Here's a different view on software reliability and an example.

We know that:

1. We /can/ write software that is very well defined and does not exhibit 
any stochastic behaviour.

2. We /can/ also intentionally (or unintentionally) write software that does 
exhibit unpredictable failure behaviour, which can be characterized using 
statistical techniques (and therefore called stochastic behaviour). You can 
achieve this through the use of random number generators for example. (1)


The challenge, as software grows in size and complexity, is the practical 
difficulty in writing software (like 1) that is so well defined and verified 
that it does not exhibit the stochastic failure behaviour (of 2).
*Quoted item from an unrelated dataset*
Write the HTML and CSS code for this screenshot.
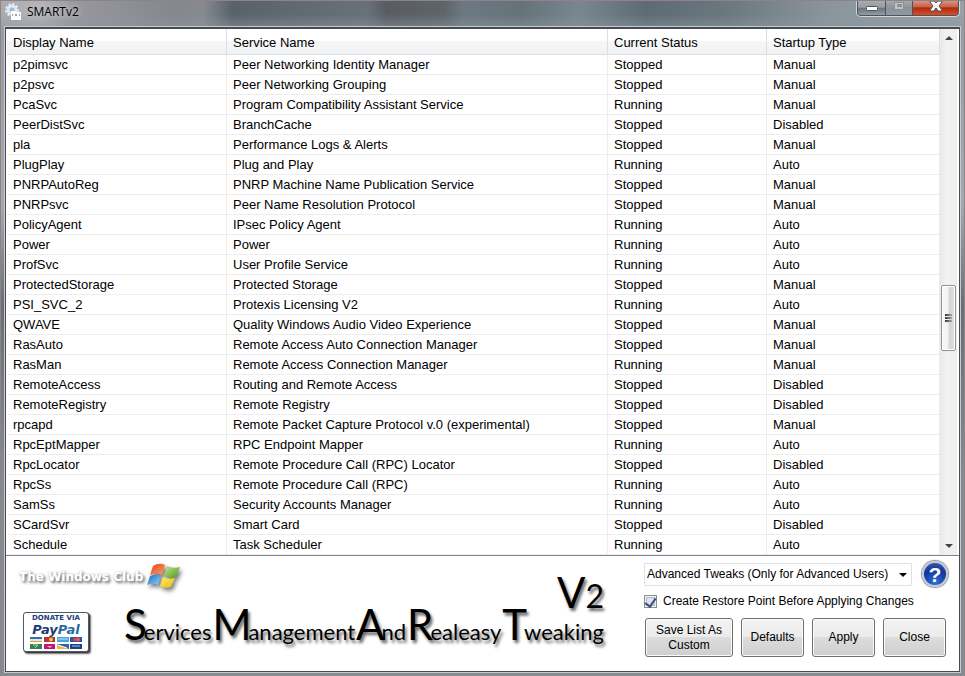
FILE: index.html
```html
<!DOCTYPE html>
<html lang="en">
<head>
<meta charset="utf-8">
<title>SMARTv2</title>
<link rel="stylesheet" href="styles.css">
</head>
<body>
<div class="window">
  <header class="titlebar">
    <svg class="app-icon" width="18" height="18" viewBox="0 0 18 18" aria-hidden="true">
      <circle cx="7" cy="7" r="4" fill="#a9b7c6" stroke="#dbe9f5" stroke-width="3"/>
      <circle cx="7" cy="7" r="6" fill="none" stroke="#e4eff8" stroke-width="2" stroke-dasharray="2 2"/>
      <path d="M6 8h4l1 1h5v8H6z" fill="#fff"/>
      <path d="M7 12h1M10 12h2M14 12h1" stroke="#444"/>
    </svg>
    <h1 class="title">SMARTv2</h1>
    <div class="window-controls">
      <button class="control" type="button" aria-label="Minimize"><svg width="27" height="14" viewBox="0 0 27 14"><rect x="8.500" y="5.500" width="11" height="4" rx="1" fill="#fff" stroke="#4c535d"/></svg></button>
      <button class="control" type="button" aria-label="Maximize" disabled><svg width="26" height="14" viewBox="0 0 26 14"><path d="M8.500 1.500h9v7h-9z" fill="#c0c4c9" stroke="#8b9097"/><path d="M11.500 3.500h4v2h-4z" fill="#949aa2" stroke="#858a92"/></svg></button>
      <button class="control control-close" type="button" aria-label="Close window"><svg width="45" height="14" viewBox="0 0 45 14"><path d="M17 0h4l2 2 2-2h4v1l-3 4 3 4v1h-4l-2-3-2 3h-4v-1l3-4-3-4z" fill="#f8f8f8" stroke="#504b55"/></svg></button>
    </div>
  </header>

  <main class="client">
    <section class="list">
      <table class="services">
        <colgroup><col class="col-display"><col class="col-service"><col class="col-status"><col></colgroup>
        <thead><tr><th>Display Name</th><th>Service Name</th><th>Current Status</th><th>Startup Type</th></tr></thead>
        <tbody>
          <tr><td>p2pimsvc</td><td>Peer Networking Identity Manager</td><td>Stopped</td><td>Manual</td></tr>
          <tr><td>p2psvc</td><td>Peer Networking Grouping</td><td>Stopped</td><td>Manual</td></tr>
          <tr><td>PcaSvc</td><td>Program Compatibility Assistant Service</td><td>Running</td><td>Manual</td></tr>
          <tr><td>PeerDistSvc</td><td>BranchCache</td><td>Stopped</td><td>Disabled</td></tr>
          <tr><td>pla</td><td>Performance Logs &amp; Alerts</td><td>Stopped</td><td>Manual</td></tr>
          <tr><td>PlugPlay</td><td>Plug and Play</td><td>Running</td><td>Auto</td></tr>
          <tr><td>PNRPAutoReg</td><td>PNRP Machine Name Publication Service</td><td>Stopped</td><td>Manual</td></tr>
          <tr><td>PNRPsvc</td><td>Peer Name Resolution Protocol</td><td>Stopped</td><td>Manual</td></tr>
          <tr><td>PolicyAgent</td><td>IPsec Policy Agent</td><td>Running</td><td>Auto</td></tr>
          <tr><td>Power</td><td>Power</td><td>Running</td><td>Auto</td></tr>
          <tr><td>ProfSvc</td><td>User Profile Service</td><td>Running</td><td>Auto</td></tr>
          <tr><td>ProtectedStorage</td><td>Protected Storage</td><td>Stopped</td><td>Manual</td></tr>
          <tr><td>PSI_SVC_2</td><td>Protexis Licensing V2</td><td>Running</td><td>Auto</td></tr>
          <tr><td>QWAVE</td><td>Quality Windows Audio Video Experience</td><td>Stopped</td><td>Manual</td></tr>
          <tr><td>RasAuto</td><td>Remote Access Auto Connection Manager</td><td>Stopped</td><td>Manual</td></tr>
          <tr><td>RasMan</td><td>Remote Access Connection Manager</td><td>Running</td><td>Manual</td></tr>
          <tr><td>RemoteAccess</td><td>Routing and Remote Access</td><td>Stopped</td><td>Disabled</td></tr>
          <tr><td>RemoteRegistry</td><td>Remote Registry</td><td>Stopped</td><td>Disabled</td></tr>
          <tr><td>rpcapd</td><td>Remote Packet Capture Protocol v.0 (experimental)</td><td>Stopped</td><td>Manual</td></tr>
          <tr><td>RpcEptMapper</td><td>RPC Endpoint Mapper</td><td>Running</td><td>Auto</td></tr>
          <tr><td>RpcLocator</td><td>Remote Procedure Call (RPC) Locator</td><td>Stopped</td><td>Disabled</td></tr>
          <tr><td>RpcSs</td><td>Remote Procedure Call (RPC)</td><td>Running</td><td>Auto</td></tr>
          <tr><td>SamSs</td><td>Security Accounts Manager</td><td>Running</td><td>Auto</td></tr>
          <tr><td>SCardSvr</td><td>Smart Card</td><td>Stopped</td><td>Disabled</td></tr>
          <tr><td>Schedule</td><td>Task Scheduler</td><td>Running</td><td>Auto</td></tr>
        </tbody>
      </table>
      <div class="scrollbar">
        <button class="scroll-arrow" type="button" aria-label="Scroll up"><svg width="8" height="4" viewBox="0 0 8 4"><path d="M0 4l4-4 4 4z" fill="#444"/></svg></button>
        <div class="scroll-track"><div class="scroll-thumb"><i></i><i></i><i></i></div></div>
        <button class="scroll-arrow" type="button" aria-label="Scroll down"><svg width="8" height="4" viewBox="0 0 8 4"><path d="M0 0l4 4 4-4z" fill="#444"/></svg></button>
      </div>
    </section>

    <footer class="footer">
      <div class="brands">
        <a class="club" href="#">The Windows Club
          <svg width="38" height="30" viewBox="0 0 38 30" aria-hidden="true">
            <defs>
              <linearGradient id="red" x2="1" y2="1"><stop stop-color="#e8401c"/><stop offset="1" stop-color="#f9a366"/></linearGradient>
              <linearGradient id="green" x2="1" y2="1"><stop stop-color="#c3e58b"/><stop offset="1" stop-color="#4d9c1b"/></linearGradient>
              <linearGradient id="blue" x2="1" y2="1"><stop stop-color="#1b62c4"/><stop offset="1" stop-color="#8fdcfb"/></linearGradient>
              <linearGradient id="yellow" x2="1" y2="1"><stop stop-color="#fff06b"/><stop offset="1" stop-color="#e9b511"/></linearGradient>
            </defs>
            <path d="M6 4q6-4 12-1l-3 10q-5-3-12 0z" fill="url(#red)"/>
            <path d="M20 4q6 3 13 1l-4 10q-6 2-12-1z" fill="url(#green)"/>
            <path d="M3 14q6-3 11 0l-3 9q-5-3-11 0z" fill="url(#blue)"/>
            <path d="M16 15q6 3 12 1l-4 9q-5 2-11-1z" fill="url(#yellow)"/>
          </svg>
        </a>
        <a class="donate" href="#">
          <span class="donate-via">DONATE VIA</span>
          <span class="donate-name"><b>Pay</b><b class="pal">Pal</b></span>
          <svg width="52" height="12" viewBox="0 0 52 12" aria-hidden="true">
            <path d="M0 0h12v5H0z" fill="#3471a9"/><path d="M0 2h12v2H0z" fill="#dce5e8"/><path d="M0 4h12v1H0z" fill="#dda23e"/>
            <path d="M14 0h11v5H14z" fill="#a63a32"/><circle cx="18" cy="2.500" r="2" fill="#e72629"/><circle cx="21" cy="2.500" r="2" fill="#f2c14a"/>
            <path d="M27 0h12v5H27z" fill="#46a6d7"/><path d="M28 2h10" stroke="#c4e5f2"/>
            <path d="M40 0h12v5H40z" fill="#28579c"/><circle cx="45" cy="2.500" r="2" fill="#e43c46"/><circle cx="48" cy="2.500" r="2" fill="#df5667"/>
            <path d="M0 7h12v5H0z" fill="#377f51"/><path d="M3 8h5l-3 3" stroke="#a4dfaa" fill="none"/>
            <path d="M14 7h11v5H14z" fill="#c11678"/><path d="M17 9h5l-2 2z" fill="#f1a7d1"/>
            <path d="M27 7h12v5H27z" fill="#2e68a4"/><path d="M27 7l12 5H27z" fill="#eeb257"/><path d="M28 8l9 3" stroke="#fff"/>
            <path d="M40 7h12v5H40z" fill="#203f85"/><path d="M42 9h8" stroke="#9cc0e4"/>
          </svg>
        </a>
      </div>

      <div class="wordmark">
        <span class="version">V<small>2</small></span>
        <div class="slogan"><span><b>S</b>ervices</span><span><b>M</b>anagement</span><span><b>A</b>nd</span><span><b>R</b>ealeasy</span><span><b>T</b>weaking</span></div>
      </div>

      <form class="actions">
        <div class="preset-row">
          <select class="preset" aria-label="Tweak preset"><option>Advanced Tweaks (Only for Advanced Users)</option></select>
          <button class="help" type="button" aria-label="Help">?</button>
        </div>
        <label class="restore"><input type="checkbox" checked>Create Restore Point Before Applying Changes</label>
        <div class="buttons">
          <button class="btn btn-wide" type="button">Save List As Custom</button>
          <button class="btn" type="button">Defaults</button>
          <button class="btn" type="button">Apply</button>
          <button class="btn" type="button">Close</button>
        </div>
      </form>
    </footer>
  </main>
</div>
</body>
</html>
```
FILE: styles.css
```css
* { box-sizing: border-box; }

body {
  margin: 0;
  font: 13px/20px "Liberation Sans", Arial, sans-serif;
  color: #000;
}

button, select, input { font: inherit; color: inherit; margin: 0; padding: 0; }

.window {
  display: flex;
  flex-direction: column;
  min-height: 100vh;
  padding: 0 4px 4px;
  border: 1px solid #8f8384;
  border-bottom: 0;
  background: linear-gradient(#959aa1, #a3a6ab 25%, #a6a9ae 30%, #696e75 45%, #858a92 70%, #868a91);
}

.titlebar {
  display: flex;
  align-items: flex-start;
  height: 26px;
  margin: 0 -4px;
  padding-left: 4px;
  background:
    linear-gradient(rgba(140, 150, 158, 0) 50%, rgba(140, 150, 158, .5)),
    linear-gradient(90deg, #a9abb0 0, #b4b5b9 4%, #96989e 8%, #85878e 18%, #868a91 21%, #59626b 24%, #606972 30%, #68717a 38%, #595d63 40%, #5e646a 46%, #6c7982 48%, #65727a 54%, #788790 60%, #5d6b74 67%, #6a777f 75%, #8b959c 86%, #98a1a8);
}

.app-icon { margin-top: 2px; }

.title {
  flex: 1;
  margin: 0 0 0 4px;
  font: 12px/21px "Open Sans", "Noto Sans", sans-serif;
  text-shadow: 0 0 5px #c6c8cc, 0 0 8px #b5b8bd;
}

.window-controls {
  display: flex;
  margin-right: 4px;
  border: 1px solid #d3d6da;
  border-top: 0;
  border-radius: 0 0 5px 5px;
  overflow: hidden;
}

.control {
  display: flex;
  border: 1px solid #4c535b;
  border-width: 0 1px 1px 0;
  background: linear-gradient(#a8adb3 0, #969ca3 45%, #6b747d 50%, #929aa2);
}

.control:first-child { border-left-width: 1px; border-radius: 0 0 0 4px; }
.control:last-child { border-radius: 0 0 4px; }
.control:disabled { background: linear-gradient(#a5aaaf, #8a9299 50%, #9299a1); }
.control-close { background: linear-gradient(#d89483, #c96249 40%, #b3290c 50%, #d2522c); }

.client {
  flex: 1;
  display: flex;
  flex-direction: column;
  border: 1px solid #464b54;
  border-top-width: 2px;
  outline: 1px solid #c5cace;
  background: #fff;
}

.list {
  display: flex;
  padding: 0 2px 0 1px;
  border-bottom: 1px solid #83828e;
}

.services {
  flex: 1;
  min-width: 0;
  table-layout: fixed;
  border-collapse: separate;
  border-spacing: 0;
}

.col-display { width: 220px; }
.col-service { width: 381px; }
.col-status { width: 159px; }

.services th, .services td {
  height: 20px;
  padding: 0 6px;
  border-right: 1px solid #ededed;
  border-bottom: 1px solid #ededed;
  font-weight: 400;
  line-height: 19px;
  text-align: left;
  white-space: nowrap;
}

.services th {
  height: 26px;
  padding-top: 2px;
  border-color: #dcdee1;
  background: linear-gradient(#fff 45%, #f5f6f8 50%, #f1f2f4);
}

.scrollbar {
  display: flex;
  flex-direction: column;
  width: 17px;
  padding-left: 1px;
  background: linear-gradient(90deg, #e9e9e9, #f2f2f2 40%, #eee);
}

.scroll-arrow {
  display: flex;
  align-items: center;
  justify-content: center;
  height: 18px;
  border: 0;
  background: none;
}

.scroll-track {
  flex: 1;
  display: flex;
  flex-direction: column;
}

.scroll-track::before { content: ""; flex: 238; }
.scroll-track::after { content: ""; flex: 186; }

.scroll-thumb {
  display: flex;
  flex-direction: column;
  align-items: center;
  justify-content: center;
  gap: 1px;
  height: 66px;
  margin-right: 1px;
  border: 1px solid #929292;
  border-radius: 2px;
  box-shadow: inset 0 0 0 1px #fff;
  background: linear-gradient(90deg, #f5f5f5 40%, #d4d4d8 60%, #e0e0e0);
}

.scroll-thumb i {
  width: 7px;
  height: 2px;
  background: linear-gradient(90deg, #333, #aaa);
}

.footer {
  flex: 1;
  display: flex;
  align-items: flex-start;
}

.brands {
  width: 118px;
  padding: 6px 0 0 13px;
  white-space: nowrap;
}

.club {
  display: flex;
  align-items: center;
  gap: 4px;
  width: 168px;
  color: #fff;
  font: 700 12px/30px "DejaVu Sans", sans-serif;
  text-decoration: none;
  text-shadow: 0 0 1px #ccc, 2px 2px 3px #777, 1px 1px 3px #999;
}

.club svg { flex: none; filter: drop-shadow(2px 3px 2px #777); }

.donate {
  display: flex;
  flex-direction: column;
  align-items: center;
  width: 66px;
  height: 40px;
  margin: 20px 0 0 4px;
  padding-top: 1px;
  border: 1px solid #4e596b;
  border-radius: 3px;
  box-shadow: 1px 1px 1px #333, 2px 2px 2px #777;
  background: #fff;
  color: #1c3c78;
  text-decoration: none;
}

.donate-via { font: 700 7px/9px "DejaVu Sans", sans-serif; }
.donate-name { font: italic 700 13px/14px "DejaVu Sans", sans-serif; }
.pal { color: #2a6aa5; }

.wordmark {
  flex: 1;
  padding-top: 18px;
  font: 22px/32px Lato, "Open Sans", sans-serif;
  text-shadow: 2px 3px 3px #666;
  white-space: nowrap;
}

.version {
  display: block;
  width: 480px;
  text-align: right;
  font-size: 42px;
  line-height: 36px;
}

.version small { font-size: 32px; }

.slogan {
  display: flex;
  width: 480px;
  justify-content: space-between;
  line-height: 20px;
}

.slogan b { margin-right: -3px; font-size: 42px; font-weight: 400; }

.actions {
  width: 304px;
  margin-right: 11px;
  padding-top: 5px;
  font-size: 12px;
}

.preset-row {
  position: relative;
  display: flex;
  align-items: center;
  justify-content: space-between;
}

.preset {
  appearance: none;
  width: 268px;
  height: 23px;
  padding: 0 20px 2px 2px;
  border: 1px solid #dfe0e8;
  border-radius: 1px;
  background: #fff;
}

.preset-row::after {
  content: "";
  position: absolute;
  right: 41px;
  top: 12px;
  border: 4px solid transparent;
  border-top-color: #000;
  border-bottom: 0;
  pointer-events: none;
}

.help {
  width: 26px;
  height: 26px;
  border: 2px solid #c4c8d1;
  border-radius: 50%;
  box-shadow: 0 0 1px 1px #9094a0;
  background: radial-gradient(circle at 50% 90%, #2d6ee0, #123696 60%, #4567bb);
  color: #fff;
  font: 700 21px/21px "Liberation Sans", Arial, sans-serif;
}

.restore {
  display: flex;
  align-items: center;
  gap: 6px;
  margin-top: 4px;
  white-space: nowrap;
}

.restore input {
  appearance: none;
  display: flex;
  justify-content: center;
  width: 13px;
  height: 13px;
  border: 1px solid #8e8f8f;
  box-shadow: inset 0 0 0 1px #f4f4f4, inset 0 0 0 2px #b4bbc7;
  background: #dee2ea;
}

.restore input:checked::before {
  content: "";
  width: 5px;
  height: 9px;
  border: solid #3c4f8b;
  border-width: 0 2px 2px 0;
  transform: rotate(35deg);
}

.buttons {
  display: flex;
  gap: 8px;
  margin: 7px 0 0 1px;
}

.btn {
  width: 63px;
  height: 39px;
  border: 1px solid #707070;
  border-radius: 3px;
  box-shadow: inset 0 0 0 1px #fafafa;
  background: linear-gradient(#f2f2f2, #ebebeb 49%, #dcdcdc 50%, #cfcfcf);
  line-height: 15px;
}

.btn-wide { width: 88px; padding: 0 8px; }
```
Indeed, at some point in the size/complexity scale, the development and 
verification of fully deterministic software will become a practical 
impossibility and therefore we have little other option than to use some 
statistical metric of confidence that we have achieved the goal of no 
failure.

One example of this that is developing traction is the PROXIMA EU project, 
which is specifically focused on software timing for multi-core processors. 
The basic idea is that for very complex hardware/software systems, it is 
beyond practical feasibility to understand the worst case execution time of 
the software. ("How can you possibly have tested/analysed sufficient inputs, 
initial states, and the impact from other cores to give a bound which is 
both accurate and *practically/economically small enough*.")

The direction in this project is to intentionally produce a system that is 
designed to have a stochastic timing behaviour at the low level. And by 
doing so, you can then legitimately start to use all kinds of statistical 
methods that are not available to a digital system normally.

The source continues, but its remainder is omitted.